When I say that one of the most important things that I did in graduate school was set up a directory structure and workflow for my files, I am not kidding. Reading theory, learning statistical methods, and writing literature reviews were all important. However, just as important -- though not nearly as sexy -- is setting up a file structure and working directory.
Despite how trivial it sounds, maintaining a well-designed directory structure not only provides a framework for files, it structures productive work.
Given how important it was for me, I will attempt to explain the directory structure that I developed. Let me begin by saying that I am not an expert at developing directory structures. There are experts in these matters. Though I had an interest in becoming an expert at file management, I was too busy trying to become an expert in what I was actually studying to have the time. I will lay out in an ongoing series of posts the basic intuition behind my posts, what has seemed to work (and not) with this system, and improvements I would like to make. I would, of course, be interested in feedback and or comparisons to what others do.
It would be helpful to describe the set up that I use since that, to some degree, dictated the decisions that made. At work, I use a Windows desktop with XP (I haven't yet made the switch to Windows 7, though I will when I purchase my next computer) that is set up to use remote desktop. The primary software packages that I use are Stata 11 SE for statistics, a combination of MS Word and LaTeX (using the MiKTeX distribution with TeXnicCenter) for writing, and ArcGIS 11 (ArcINFO level) for geographic information system analysis. I am proficient at using Python for basic programming needs, though I have much to learn in order to use it more effectively. When at home or traveling, I have a Dell Netbook that I essential use as a word-processing machine and dummy terminal to my desktop through the remote desktop connection. Finally, I use Mercurial as my version control software, but since I am a complete newbie, I'm not quite sure that I understand yet how to use it.

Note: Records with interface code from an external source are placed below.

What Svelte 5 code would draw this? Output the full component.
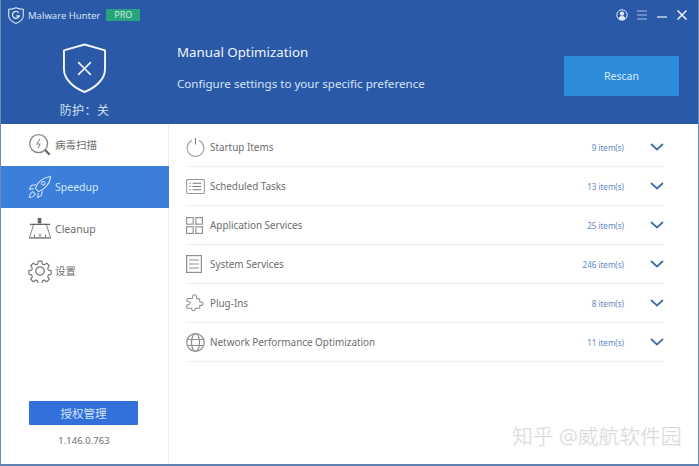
<script>
  const rows = [
    { name: 'Startup Items', count: '9 item(s)', icon: 'power' },
    { name: 'Scheduled Tasks', count: '13 item(s)', icon: 'tasks' },
    { name: 'Application Services', count: '25 item(s)', icon: 'apps' },
    { name: 'System Services', count: '246 item(s)', icon: 'system' },
    { name: 'Plug-Ins', count: '8 item(s)', icon: 'plug' },
    { name: 'Network Performance Optimization', count: '11 item(s)', icon: 'globe' }
  ];
</script>

<div class="window">
  <header class="header">
    <div class="titlebar">
      <svg class="logo" viewBox="0 0 16 17" width="16" height="17">
        <path d="M8 .8C10.500 2 12.500 2.300 15.300 2.300v6.500c0 3.600-3.700 6.300-7.300 7.600-3.600-1.300-7.300-4-7.300-7.600V2.300C3.500 2.300 5.500 2 8 .8z" fill="none" stroke="#d5e2f4" stroke-width="1.100"/>
        <path d="M10.800 5.800A3.500 3.500 0 1 0 11.300 9H8.200" fill="none" stroke="#d5e2f4" stroke-width="1.300"/>
      </svg>
      <span class="brand">Malware Hunter</span>
      <span class="pro">PRO</span>
      <div class="controls">
        <svg viewBox="0 0 12 12" width="12" height="12">
          <circle cx="6" cy="6" r="5.200" fill="none" stroke="#dfe8f5" stroke-width="1"/>
          <circle cx="6" cy="4.600" r="2.200" fill="#dfe8f5"/>
          <path d="M2.400 9.600c.8-2 2.200-2.600 3.600-2.600s2.800.6 3.600 2.600a5 5 0 0 1-7.200 0z" fill="#dfe8f5"/>
        </svg>
        <svg viewBox="0 0 12 12" width="12" height="12">
          <path d="M1 2h10M1 6h10M1 10h10" stroke="#a9bfe0" stroke-width="1" fill="none"/>
        </svg>
        <svg viewBox="0 0 12 12" width="12" height="12">
          <path d="M1 8h10" stroke="#dfe8f5" stroke-width="1.300" fill="none"/>
        </svg>
        <svg viewBox="0 0 12 12" width="12" height="12">
          <path d="M1.500 1.500l9 9M10.500 1.500l-9 9" stroke="#f2f6fc" stroke-width="1.500" fill="none"/>
        </svg>
      </div>
    </div>
    <div class="hero">
      <div class="status">
        <svg viewBox="0 0 46 52" width="45" height="51">
          <path d="M23 1.500 44 7.500v19c0 11-10.500 19.500-21 23.500C12.500 46 2 37.500 2 26.500v-19z" fill="none" stroke="#f2f6fc" stroke-width="2" stroke-linejoin="round"/>
          <path d="M16.500 19.500l13 13M29.500 19.500l-13 13" stroke="#f2f6fc" stroke-width="1.600" fill="none"/>
        </svg>
        <span>防护：关</span>
      </div>
      <div class="intro">
        <h1>Manual Optimization</h1>
        <p>Configure settings to your specific preference</p>
      </div>
      <button class="rescan">Rescan</button>
    </div>
  </header>

  <div class="body">
    <aside class="sidebar">
      <nav>
        <div class="nav-item">
          <svg viewBox="0 0 26 26" width="26" height="26">
            <circle cx="11.500" cy="11.500" r="9.700" fill="none" stroke="#858585" stroke-width="1.400"/>
            <path d="M18.500 18.500l5 5" stroke="#666" stroke-width="2.400" fill="none"/>
            <path d="M13 6.500l-3.500 5.500h3.500l-2 4.500" stroke="#8a8a8a" stroke-width="1.100" fill="none"/>
          </svg>
          <span>病毒扫描</span>
        </div>
        <div class="nav-item active">
          <svg viewBox="0 0 26 26" width="26" height="26" fill="none" stroke="#d5e6fa" stroke-width="1.100" stroke-linejoin="round">
            <path d="M8 14.500C10 8 16 2.500 24.500 1.500 24 9.500 18 15.500 11.500 18z"/>
            <circle cx="16.500" cy="9" r="2"/>
            <path d="M8.500 10.500 3.500 11.500 1.500 15.500 6.500 15M15.500 17.500 14.500 22 10.500 24.500 11 19.500"/>
            <path d="M5 18c-2 1-3 3-3.500 6.500C5 24 7 23 8 21z"/>
          </svg>
          <span>Speedup</span>
        </div>
        <div class="nav-item">
          <svg viewBox="0 0 26 24" width="26" height="24">
            <rect x="10.500" y="0" width="4" height="6" fill="#666"/>
            <path d="M2 7h22" stroke="#666" stroke-width="1.400"/>
            <path d="M6 7.500 1.500 21.500h23L20 7.500" fill="none" stroke="#8a8a8a" stroke-width="1.100"/>
            <path d="M1 21.700h24" stroke="#8a8a8a" stroke-width="1.500"/>
            <path d="M7 21v-3M13 21v-4M19 21v-3" stroke="#777" stroke-width="1.200"/>
          </svg>
          <span>Cleanup</span>
        </div>
        <div class="nav-item">
          <svg viewBox="0 0 24 24" width="24" height="24" fill="none" stroke="#777" stroke-width="1.300" stroke-linejoin="round">
            <circle cx="12" cy="12" r="4.200"/>
            <path d="M10 1.200h4l.7 3.200 1.900.8 2.800-1.800 2.800 2.800-1.800 2.800.8 1.900 3 .7v4l-3 .7-.8 1.900 1.800 2.800-2.800 2.800-2.800-1.800-1.900.8-.7 3h-4l-.7-3-1.900-.8-2.800 1.800-2.800-2.800 1.800-2.800-.8-1.900-3-.7v-4l3-.7.8-1.900-1.800-2.800 2.800-2.800 2.800 1.800 1.900-.8z" transform="translate(1.100 1.100) scale(.91)"/>
          </svg>
          <span>设置</span>
        </div>
      </nav>
      <div class="license">
        <button class="auth">授权管理</button>
        <div class="version">1.146.0.763</div>
      </div>
    </aside>

    <main class="content">
      {#each rows as row}
        <div class="row">
          <span class="row-icon">
            {#if row.icon === 'power'}
              <svg viewBox="0 0 20 20" width="19" height="20" fill="none" stroke="#999" stroke-width="1.100">
                <path d="M6.200 3.200a8.800 8.800 0 1 0 7.600 0"/>
                <path d="M10 .5v7" stroke="#777"/>
              </svg>
            {:else if row.icon === 'tasks'}
              <svg viewBox="0 0 20 16" width="19" height="15" fill="none" stroke="#999" stroke-width="1.100">
                <rect x=".6" y=".6" width="18.800" height="14.800" rx="1"/>
                <path d="M3.500 4.500h1.500M3.500 8h1.500M3.500 11.500h1.500M7 4.500h9M7 8h9M7 11.500h9" stroke="#777"/>
              </svg>
            {:else if row.icon === 'apps'}
              <svg viewBox="0 0 18 18" width="17" height="17" fill="none" stroke="#8f8f8f" stroke-width="1.200">
                <rect x=".6" y=".6" width="7" height="7"/>
                <rect x="10.400" y=".6" width="7" height="7"/>
                <rect x=".6" y="10.400" width="7" height="7"/>
                <rect x="10.400" y="10.400" width="7" height="7"/>
              </svg>
            {:else if row.icon === 'system'}
              <svg viewBox="0 0 16 18" width="16" height="18" fill="none" stroke="#8f8f8f" stroke-width="1.200">
                <rect x=".6" y=".6" width="14.800" height="16.800"/>
                <path d="M3 5h10M3 9h10M3 13h10"/>
              </svg>
            {:else if row.icon === 'plug'}
              <svg viewBox="0 0 19 19" width="18" height="18" fill="none" stroke="#8f8f8f" stroke-width="1.100" stroke-linejoin="round">
                <path d="M7 4.500V3a2 2 0 0 1 4-.5l.2 2.500h3.300v3.500h1.800a1.700 1.700 0 0 1 0 3.500h-1.800v3h-5l.2 1.500c-.5 1.300-3 1.500-3.700 0l.2-1.500H.8v-3.500l2.200-.3c1.800-.5 1.800-2.700 0-3L1 8V5z"/>
              </svg>
            {:else}
              <svg viewBox="0 0 19 19" width="19" height="19" fill="none" stroke="#8f8f8f" stroke-width="1.200">
                <circle cx="9.500" cy="9.500" r="8.800"/>
                <ellipse cx="9.500" cy="9.500" rx="4" ry="8.800"/>
                <path d="M1.500 6.500h16M1.500 12.500h16"/>
              </svg>
            {/if}
          </span>
          <span class="row-name">{row.name}</span>
          <span class="row-count">{row.count}</span>
          <svg class="chev" viewBox="0 0 14 8" width="14" height="8">
            <path d="M1 1l6 5.500L13 1" fill="none" stroke="#3f6ca8" stroke-width="1.700"/>
          </svg>
        </div>
      {/each}
    </main>
  </div>
  <div class="watermark">知乎 @威航软件园</div>
</div>

<style>
  :global(body) {
    margin: 0;
    background: #fff;
  }
  .window {
    position: relative;
    width: 699px;
    height: 466px;
    box-sizing: border-box;
    display: flex;
    flex-direction: column;
    overflow: hidden;
    border-left: 1px solid #6a8cb8;
    border-right: 1px solid #6a8cb8;
    border-bottom: 2px solid #5f83b0;
    font-family: "Noto Sans", "Noto Sans CJK SC", sans-serif;
    color: #666;
  }
  .header {
    height: 124px;
    flex: none;
    background: #2a59a8;
    color: #e8f0fa;
    margin: 0 -1px;
  }
  .titlebar {
    display: flex;
    align-items: center;
    height: 30px;
    padding: 0 11px 0 8px;
  }
  .brand {
    margin-left: 4px;
    font-size: 9.500px;
    color: #d5e2f4;
  }
  .pro {
    margin-left: 6px;
    width: 34px;
    height: 12px;
    background: #27a37d;
    color: #cdebd9;
    font-size: 9px;
    line-height: 12px;
    text-align: center;
  }
  .controls {
    margin-left: auto;
    display: flex;
    gap: 8px;
    align-items: center;
  }
  .hero {
    display: flex;
    height: 94px;
  }
  .status {
    width: 169px;
    flex: none;
    display: flex;
    flex-direction: column;
    align-items: center;
    padding-top: 13px;
    box-sizing: border-box;
    gap: 9px;
  }
  .status span {
    font-size: 12px;
    line-height: 16px;
    letter-spacing: .4px;
    color: #d5e2f4;
  }
  .intro {
    margin-left: 8px;
    padding-top: 12px;
  }
  h1 {
    margin: 0;
    font-size: 13.300px;
    line-height: 20px;
    font-weight: 400;
    color: #eef4fc;
  }
  p {
    margin: 13px 0 0;
    font-size: 11.600px;
    line-height: 18px;
    color: #d5e4f6;
  }
  .rescan {
    margin: 26px 20px 0 auto;
    width: 115px;
    height: 40px;
    border: 0;
    padding: 0;
    background: #2d8bdc;
    color: #d4ecfb;
    font: inherit;
    font-size: 10.500px;
  }
  .body {
    flex: 1;
    display: flex;
    min-height: 0;
  }
  .sidebar {
    width: 167px;
    flex: none;
    display: flex;
    flex-direction: column;
    border-right: 1px solid #ececec;
    background: #fff;
  }
  nav {
    flex: 1;
  }
  .nav-item {
    height: 42px;
    display: flex;
    align-items: center;
    padding-left: 27px;
    gap: 3px;
    font-size: 10.500px;
    color: #6c6c6c;
    line-height: 16px;
  }
  .nav-item svg {
    flex: none;
    width: 24px;
  }
  .nav-item.active {
    background: #3b7fdb;
    color: #d6e8fb;
    margin-right: -1px;
  }
  .license {
    display: flex;
    flex-direction: column;
    align-items: center;
    padding-bottom: 12px;
  }
  .auth {
    width: 109px;
    height: 24px;
    border: 0;
    padding: 0;
    border-radius: 1px;
    background: #3270dc;
    color: #d5e3f8;
    font: inherit;
    font-size: 11.500px;
    margin-left: -2px;
  }
  .version {
    margin-top: 9px;
    margin-left: -1px;
    height: 18px;
    font-size: 9.400px;
    line-height: 14px;
    color: #707070;
    letter-spacing: .1px;
  }
  .content {
    flex: 1;
    padding: 4px 34px 0 17px;
  }
  .row {
    height: 38px;
    display: flex;
    align-items: center;
    border-bottom: 1px solid #eeeeee;
  }
  .row-icon {
    width: 24px;
    flex: none;
    display: flex;
    justify-content: flex-start;
  }
  .row-name {
    font-size: 9.900px;
    color: #6c6c6c;
  }
  .row-count {
    margin-left: auto;
    font-size: 8px;
    color: #5f87c4;
  }
  .chev {
    margin: 0 0 0 26px;
    flex: none;
  }
  .watermark {
    position: absolute;
    left: 511px;
    top: 423px;
    font-size: 20.800px;
    line-height: 26px;
    white-space: nowrap;
    color: #d9d9d9;
    font-weight: 300;
    text-shadow: 1px 1px 0 #f6f6f6;
  }
</style>
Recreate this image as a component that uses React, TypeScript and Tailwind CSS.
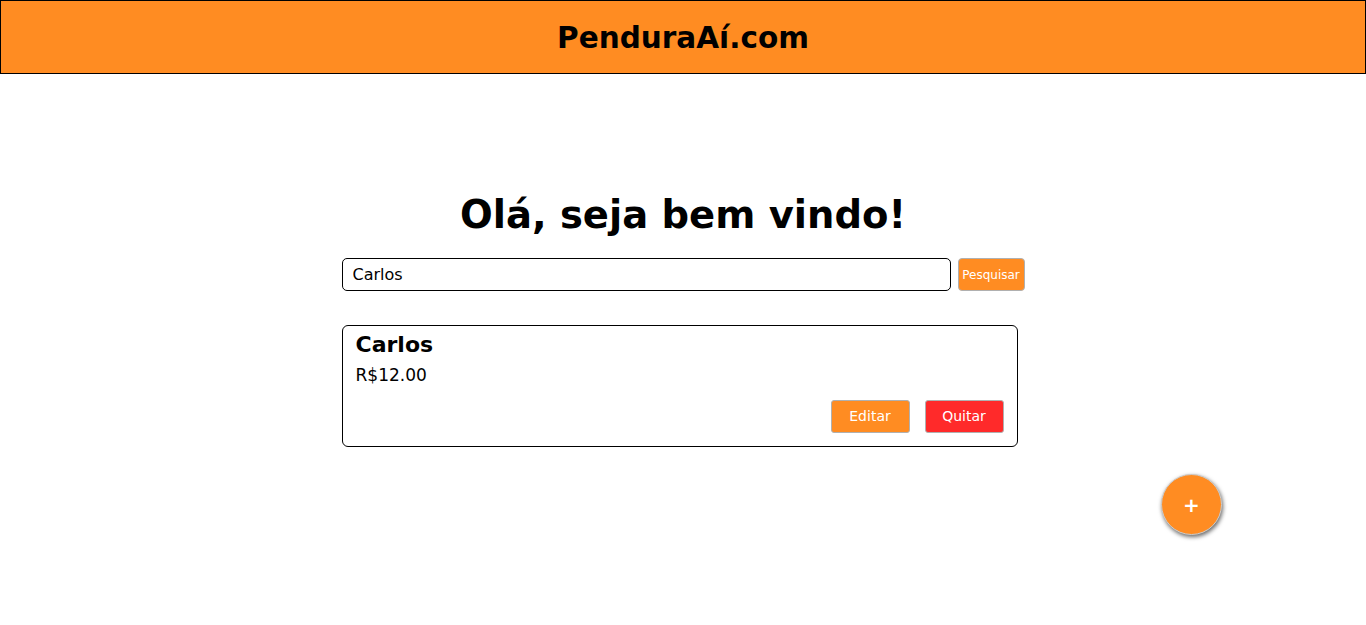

I view my directory structure as a way to both reflect and improve my workflow. This means two things. First, this directory system reflects the way that I work best and forces me to be organized on my internal system. That means that it might not be the best for you (for example, Gabriel Rossman has an excellent description of his directory structure that differs from mine). Second, the most important thing is to find a workflow that works for you (see Kieran Healy's excellent guide on this), that is sustainable and helps you get your work done.
Since the directory structure imposes discipline on my workflow, today I will lay out what have evolved as the important elements of my own workflow. If they resemble yours, then this might be helpful to you.
The first goal of the workflow structure is to make different aspects of my work easy to find quickly and, accordingly, easy to maintain in an organized format. There are several large areas of work that I do regularly that need to be represented in this maintenance format:
- Data development -- these are tasks that relate to the creation and cleaning of datasets. If I am fortunate enough to work on a project where there is a data manager that does many of these tasks for me, then this directory becomes a simple repository of the data. If, on the other hand, I am responsible for managing the data, I break the tasks down to three discrete tasks: source data acquisition, data construction, and data delivery/documentation.
- Projects -- these are tasks that will hopefully lead to conference presentations and/or published papers. More often than not they have a data management component, analysis component, and a writing/presentation component. This is the piece where I (should) spend the most time and energy.
- Reviews and comments -- Like any academic, I am a referee in the peer-review process and provide feedback for colleagues on papers.
- Proposals and grants -- The nature of my work is that I try to acquire funding through different sources for the work that I do. This is a directory where I keep documents related to the proposal to obtain funding and management of grants.
- Other writing -- I also write for other venues (like the blog you are reading!) besides the academic writing that goes on in my projects and proposals. I save those projects in this directory.
- Other -- There are several other categories that require their own space that go into other directories (it is never good to have a directory called "Other"). Those are often developed on a case-by-case basis (e.g., applications for jobs) as I need them or are generally for administrative tasks (e.g., expense reporting and a repository for my professional files).
The second goal is to create a regular workflow that reduces repetition across projects by imposing discipline on my work. This means two things. First, it leads to creating a common structure across different projects within the same type of task that makes writing code or drafts easier because the system imposes a formula for doing things. Second, it makes it easier to pick up where I left off on a project after putting it down for a while (e.g., after getting a manuscript back after review from a journal).
- The third goal is a corollary to the first two, and probably the most important: make my work reproducible. This means ensuring that I can reproduce results on projects, identify decision points on grants and drafts, and go back to old versions in a systematic way if I need to.
- Finally, I want a system that makes it possible to collaborate with others. Thus, it should be simple enough to describe to colleagues (and blog readers!).
In future posts, I will walk through the tasks outlined above to describe what I do -- and what I would like to do -- for each.